Hay que entender que la vivienda es un tipo de política estratégica de los gobiernos que rara vez tiene el objetivo de cumplir con un derecho humano fundamental. La construcción masiva de vivienda pública durante el desarrollismo de las décadas de 1960 y 1970, que creó la actual sociedad de propietarios (en torno al 76% de los hogares), y que desde el panorama actual parece idílica, respondía a funciones ideológicas y económicas muy concretas. Por un lado, está el objetivo declarado (por el entonces ministro José Luis Arrese) de crear esa sociedad de propietarios de clase media, con un carácter más conservador y menos predispuesto a hacer huelgas. Por otro, se trataba de una política que tenía la función de abaratar el coste de la reproducción de la mano de obra (del cual el alojamiento siempre es una parte muy importante, si no la que más), en un contexto de fuerte desarrollo industrial, favoreciendo la acumulación en la economía productiva.
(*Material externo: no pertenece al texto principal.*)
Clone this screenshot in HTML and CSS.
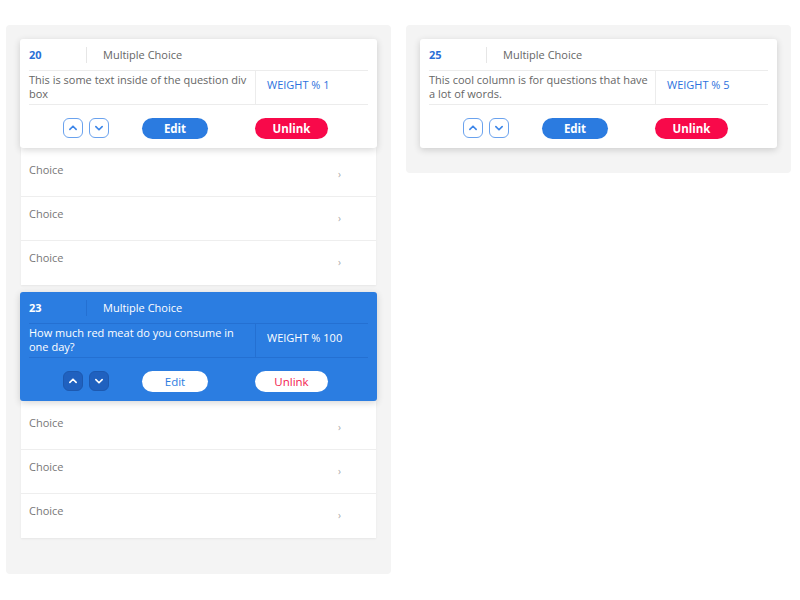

Desde la década de 1980 la política de vivienda toma un rol cada vez más secundario y de apoyo al sector privado, al que se procura confiar en exclusiva la provisión del alojamiento de la población. Parte de esto fueron los procesos de privatización masiva de viviendas en las últimas décadas del siglo XX, en las que las administraciones públicas se fueron deshaciendo de un parque público de vivienda que no querían gestionar. En el contexto neoliberal, la política de vivienda pública ha actuado como un suplemento, dispuesto para dopar el mercado privado. La vivienda pública ha funcionado principalmente como política contracíclica, dedicando recursos públicos para financiar y sostener el sector de la construcción en las periódicas crisis que provoca la especulación inmobiliaria. Por lo demás, las empresas públicas de suelo y vivienda han actuado como cualquier otro promotor, buscando beneficios y dirigiéndose a clases medias con capacidad de endeudamiento, un grupo que tras la crisis de 2015 se ha reducido notablemente, razón por la cual es necesario expandirlo desviando hacia ellos recursos públicos. Este tipo de política, desde luego, satisface determinadas necesidades. Principalmente las del sector inmobiliario, de los constructores y los especuladores, pero también las de estratos sociales privilegiados a los que facilita el acceso a la propiedad en condiciones más ventajosas de las que tendrían en otro caso. Las empresas públicas de vivienda, asimismo, generan numerosos sueldos para un cuerpo de funcionarios muy bien pagado. Para lo que no sirven las leyes y planes de vivienda es para satisfacer el derecho a la vivienda digna de la creciente población que se ve expulsada de un mercado de la vivienda y el alquiler disfuncionales, sin ninguna correspondencia con el nivel de ingresos medio de los hogares andaluces. Cuanto más se llenan los estatutos, las leyes de vivienda y los planes de referencias al derecho a la vivienda, más lejos se encuentran sus determinaciones de cualquier función social. El gobierno autonómico andaluz, en particular, más que vigilar por el derecho a la vivienda, se dedica desde hace años a proteger el derecho a especular. Andalucía se encuentra, ahora sí, a la cabeza de la bancarrota moral de la política de vivienda.